LAUGHLIN MOTORS v. UNIVERSAL C.I.T. CREDIT CORPORATION
Supreme Court of Kansas (1952)
Facts
- The plaintiffs, D.W. Laughlin and G.W. Hamilton, operated an automobile dealership in Oklahoma and sold a Mercury automobile to the Don Hanna Motor Company, which was located in Kansas, under the agreement that payment would be made in cash upon delivery.
- Despite the understanding that the payment would be made, Hanna's representative picked up the vehicle without the requisite cash.
- The plaintiffs later discovered that Hanna had sold the automobile to a third party and had failed to pay for it, leading them to sue for the price of the car as well as punitive damages.
- The jury ruled in favor of the plaintiffs for both claims, and the trial court affirmed this judgment.
- The defendant, Universal C.I.T. Credit Corp., appealed the ruling, contesting the ownership of the title to the automobile and the validity of the punitive damages awarded.
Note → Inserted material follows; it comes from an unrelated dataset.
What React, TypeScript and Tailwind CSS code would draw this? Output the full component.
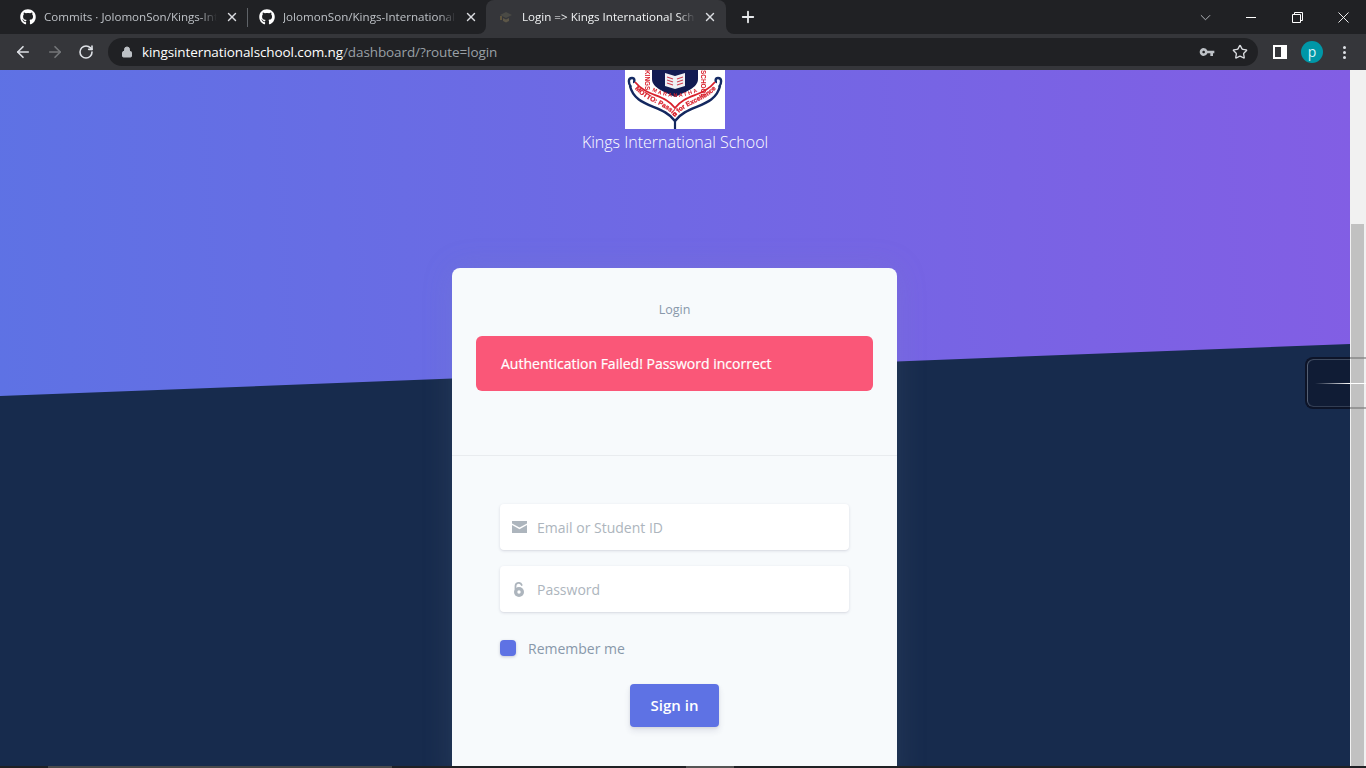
import { ArrowLeft, ArrowRight, RotateCw, Lock, Star, Plus, X } from "lucide-react";
import { FaGithub } from "react-icons/fa";
import { MdVpnKey } from "react-icons/md";

const font = { fontFamily: '"Open Sans", sans-serif' };

function Tab({ title, active, width }: { title: string; active?: boolean; width: string }) {
  return (
    <div
      className={`relative flex h-[34px] items-center pl-[12px] ${width} ${
        active ? "rounded-t-lg bg-[#35363a] pr-[9px] text-[#f1f3f4]" : "pr-[8px] text-[#bdc1c6]"
      }`}
    >
      {active && (
        <>
          <div className="absolute -left-2 bottom-0 h-2 w-2 bg-[#35363a]">
            <div className="h-full w-full rounded-br-lg bg-[#202124]" />
          </div>
          <div className="absolute -right-2 bottom-0 h-2 w-2 bg-[#35363a]">
            <div className="h-full w-full rounded-bl-lg bg-[#202124]" />
          </div>
        </>
      )}
      {active ? (
        <svg viewBox="0 0 16 16" className="mr-2 h-4 w-4 shrink-0">
          <path d="M2 6l6-3 6 3-6 3z" fill="#4a4a45" />
          <path d="M5 9v3l3 1.5 3-1.5V9l-3 1.5z" fill="#5c5647" />
          <path d="M3 7v4" stroke="#8a7440" strokeWidth="1" />
        </svg>
      ) : (
        <FaGithub className="mr-2 h-4 w-4 shrink-0 text-white" />
      )}
      <span className="flex-1 overflow-hidden whitespace-nowrap text-[11.6px] leading-4 [mask-image:linear-gradient(to_right,black_90%,transparent)]">
        {title}
      </span>
      <X className="ml-2 h-3.5 w-3.5 shrink-0 text-[#dadce0]" strokeWidth={2.4} />
    </div>
  );
}

// school crest, only its lower part is in view because the page is scrolled
function Crest() {
  const sans = "Liberation Sans, sans-serif";
  return (
    <svg viewBox="0 0 100 59" className="block h-[59px] w-[100px] bg-white">
      <defs>
        <path id="ribbon" d="M7 15C18 32 38 32 50 47 62 32 82 32 94 15" />
        <path id="arc" d="M27 21Q50 33 74 21" />
      </defs>
      <g className="blur-[0.4px]">
        <path d="M6 17C3 13 3 8 7 8c3 0 3 4 1 4" fill="none" stroke="#142a63" strokeWidth="2.4" />
        <path d="M94 17c3-4 3-9-1-9-3 0-3 4-1 4" fill="none" stroke="#142a63" strokeWidth="2.4" />
        <path d="M5 16C10 38 38 34 50 51 62 34 90 38 95 16" fill="none" stroke="#14285f" strokeWidth="2.4" />
        <path d="M50 51v8" stroke="#14285f" strokeWidth="2.2" />
        <path d="M10 12C22 27 40 24 50 38 60 24 78 27 90 12" fill="none" stroke="#d8202c" strokeWidth="1.8" />
        <text fontSize="6.6" fontWeight="700" fill="#d8202c" stroke="#d8202c" strokeWidth="0.25" fontFamily={sans}>
          <textPath href="#ribbon" startOffset="50%" textAnchor="middle">
            MOTTO: Passion for Excellence
          </textPath>
        </text>
        <path d="M27 0h46v9C73 18 60 22 50 27 40 22 27 18 27 9z" fill="#111b52" />
        <path d="M40 3 50 6l10-3v13l-10 3-10-3z" fill="#eef0f5" />
        <path d="M42 7l6 2M42 10l6 2M42 13l6 2M58 7l-6 2M58 10l-6 2M58 13l-6 2" stroke="#d04050" strokeWidth="1.2" />
        <text fontSize="5.4" fontWeight="700" fill="#d8202c" fontFamily={sans} letterSpacing="1.6">
          <textPath href="#arc" startOffset="50%" textAnchor="middle">
            MARANATHA
          </textPath>
        </text>
        <text transform="translate(20 0) rotate(90)" fontSize="6.4" fontWeight="700" fill="#d8202c" fontFamily={sans}>
          KINGS
        </text>
        <text transform="translate(76 0) rotate(90)" fontSize="6.4" fontWeight="700" fill="#d8202c" fontFamily={sans}>
          SCHOOL
        </text>
      </g>
    </svg>
  );
}

function Field({ placeholder, icon }: { placeholder: string; icon: React.ReactNode }) {
  return (
    <div className="flex h-[46px] items-center rounded bg-white pl-3 shadow-[0_1px_3px_rgba(50,50,93,0.15),0_1px_0_rgba(0,0,0,0.02)]">
      <span className="flex w-[25px] shrink-0 justify-start">{icon}</span>
      <span className="pt-[2px] text-sm text-[#adb5bd]">{placeholder}</span>
    </div>
  );
}

export default function App() {
  return (
    <div className="flex h-screen flex-col overflow-hidden bg-[#202124]" style={font}>
      {/* browser tabs */}
      <div className="flex h-[34px] shrink-0 items-center bg-[#202124]">
        <div className="flex items-center pl-2">
          <Tab title="Commits · JolomonSon/Kings-Int" width="w-[239px]" />
          <div className="-mr-px h-[19px] w-px bg-[#5f6368]" />
          <Tab title="JolomonSon/Kings-International-" width="w-[239px]" />
          <Tab title="Login => Kings International Sch" active width="w-[240px]" />
        </div>
        <Plus className="ml-[13px] h-[18px] w-[18px] text-[#e8eaed]" strokeWidth={2.4} />
        <div className="flex-1" />
        <svg viewBox="0 0 12 7" className="mr-[35px] h-[7px] w-[11px]" fill="none" stroke="#bdc1c6" strokeWidth="1">
          <path d="M1 1l5 5 5-5" />
        </svg>
        <div className="mr-[36px] h-px w-[10px] bg-white" />
        <svg viewBox="0 0 11 11" className="mr-[35px] h-[11px] w-[11px]" fill="none" stroke="#fff" strokeWidth="1">
          <path d="M.5 2.5h8v8h-8zM2.5 2.5v-2h8v8h-2" />
        </svg>
        <svg viewBox="0 0 12 12" className="mr-[17px] h-[11px] w-[11px]" fill="none" stroke="#fff" strokeWidth="1">
          <path d="M.5.5l11 11M11.5.5l-11 11" />
        </svg>
      </div>

      {/* address bar */}
      <div className="flex h-[36px] shrink-0 items-start bg-[#35363a] pt-[4px]">
        <ArrowLeft className="ml-[14px] mt-[5px] h-[18px] w-[18px] text-[#dee1e6]" strokeWidth={2.2} />
        <ArrowRight className="ml-[14px] mt-[5px] h-[18px] w-[18px] text-[#75777a]" strokeWidth={2.2} />
        <RotateCw className="ml-[14px] mt-[6px] h-4 w-4 text-[#dee1e6]" strokeWidth={2.4} />
        <div className="ml-[14px] flex h-7 w-[1150px] items-center rounded-full bg-[#202124]">
          <Lock className="ml-[13px] h-3 w-3 text-[#bdc1c6]" fill="#bdc1c6" strokeWidth={2} />
          <span className="ml-[9px] text-[13.5px] leading-5 tracking-[-0.1px] text-white">
            kingsinternationalschool.com.ng<span className="text-[#9aa0a6]">/dashboard/?route=login</span>
          </span>
          <div className="flex-1" />
          <MdVpnKey className="mr-[17px] h-4 w-4 text-[#bdc1c6]" />
          <Star className="mr-[10px] h-4 w-4 text-[#dadce0]" strokeWidth={2} />
        </div>
        <div className="ml-[15px] mt-[7px] flex h-[14px] w-[14px] border-2 border-white bg-white">
          <div className="h-full w-[6px] bg-[#35363a]" />
        </div>
        <div className="ml-[14px] mt-[3px] flex h-[22px] w-[22px] items-center justify-center rounded-full bg-[#0097a7] text-[14px] leading-none text-[#d9f4f7]">
          p
        </div>
        <div className="ml-[20px] mt-[8px] flex flex-col gap-[2px]">
          <div className="h-[3px] w-[3px] rounded-full bg-[#dee1e6]" />
          <div className="h-[3px] w-[3px] rounded-full bg-[#dee1e6]" />
          <div className="h-[3px] w-[3px] rounded-full bg-[#dee1e6]" />
        </div>
      </div>

      <div className="relative flex min-h-0 flex-1">
        {/* page */}
        <div className="relative flex-1 overflow-hidden bg-[#172b4d]">
          <div className="absolute inset-x-0 top-0 h-[326px] bg-[linear-gradient(87deg,#5e72e4_0,#825ee4_100%)] [clip-path:polygon(0_0,100%_0,100%_274px,0_326px)]" />
          <div className="relative flex flex-col items-center">
            <Crest />
            <h1 className="mt-px text-[16px] font-light leading-6 text-white">Kings International School</h1>

            <div className="mr-px mt-[114px] h-[520px] w-[445px] rounded-t-lg bg-[#f7fafc] shadow-[0_0_2rem_0_rgba(136,152,170,0.15)]">
              <div className="h-[188px] border-b border-[#e9ecef] px-6 pt-[32px]">
                <div className="text-center text-[12.5px] leading-[19px] text-[#8898aa]">Login</div>
                <div className="mt-[17px] flex h-[55px] items-center rounded-md bg-[#fa5778] px-[25px] text-sm font-medium text-white [-webkit-text-stroke:0.2px_white]">
                  Authentication Failed! Password incorrect
                </div>
              </div>

              <div className="px-12 pt-12">
                <Field
                  placeholder="Email or Student ID"
                  icon={
                    <svg viewBox="0 0 15 12" className="h-3 w-[15px]">
                      <path d="M0 0h15v2.4L7.5 6.6 0 2.4z M0 4l7.5 4.2L15 4v8H0z" fill="#adb5bd" />
                    </svg>
                  }
                />
                <div className="mt-4">
                  <Field
                    placeholder="Password"
                    icon={
                      <svg viewBox="0 0 12 15" className="ml-px h-[15px] w-3">
                        <path d="M2.5 7V4a3.2 3.2 0 0 1 6.2-1" fill="none" stroke="#adb5bd" strokeWidth="1.8" strokeLinecap="round" />
                        <circle cx="6" cy="10" r="5" fill="#adb5bd" />
                        <circle cx="6" cy="10" r="1.7" fill="#fff" />
                      </svg>
                    }
                  />
                </div>
                <div className="mt-7 flex h-4 items-center">
                  <div className="h-4 w-4 rounded bg-[#5e72e4] shadow-[0_1px_3px_rgba(50,50,93,0.25)]" />
                  <span className="ml-3 pt-px text-sm text-[#8898aa]">Remember me</span>
                </div>
                <div className="mt-7 flex justify-center">
                  <button className="h-[43px] w-[89px] rounded bg-[#5e72e4] text-[15px] font-semibold text-white shadow-[0_4px_6px_rgba(50,50,93,0.11),0_1px_3px_rgba(0,0,0,0.08)]">
                    Sign in
                  </button>
                </div>
              </div>
            </div>
          </div>
        </div>

        {/* page scrollbar */}
        <div className="flex w-4 shrink-0 flex-col bg-[#f1f1f1] pl-px pr-[2px]">
          <div className="h-[154px]" />
          <div className="flex-1 bg-[#c1c1c1]" />
        </div>

        {/* floating widget at the edge: dark over the page, see-through over the scrollbar */}
        <div className="absolute left-[1305px] top-[287px] flex h-[52px] w-[45px] items-center rounded-l-lg border-2 border-r-0 border-[#0d1428] bg-[#101c35] shadow-[inset_1px_1px_0_rgba(150,160,175,0.35),inset_1px_-1px_0_rgba(150,160,175,0.25)]">
          <div className="ml-[8px] h-px flex-1 bg-gradient-to-r from-transparent to-white" />
        </div>
        <div className="absolute left-[1350px] top-[287px] flex h-[52px] w-4 items-center border-y-2 border-[#7a7a7a]/60">
          <div className="h-px flex-1 bg-white" />
        </div>
      </div>

      {/* bottom edge */}
      <div className="flex h-[2px] shrink-0 bg-[#202124]">
        <div className="ml-[48px] h-full w-[344px] bg-[#4a4a4a]" />
        <div className="ml-[294px] h-full w-[48px] bg-[#555555]" />
      </div>
    </div>
  );
}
- The case was heard in the Kansas Supreme Court, which ultimately upheld the jury's decision for the price of the automobile but reversed the award for punitive damages.
Issue
- The issues were whether the plaintiffs retained title to the automobile sold to the Don Hanna Motor Company and whether the plaintiffs were entitled to punitive damages from the defendant.
Holding — Harvey, C.J.
- The Kansas Supreme Court held that the plaintiffs retained title to the automobile and were entitled to recover the price of the vehicle, but it reversed the judgment for punitive damages against the defendant.
Rule
- Title to personal property sold for cash does not pass to the buyer until payment is made, regardless of possession.
Reasoning
- The Kansas Supreme Court reasoned that, under the relevant law, title to an automobile does not pass to a buyer until payment is made, even if the vehicle has been delivered.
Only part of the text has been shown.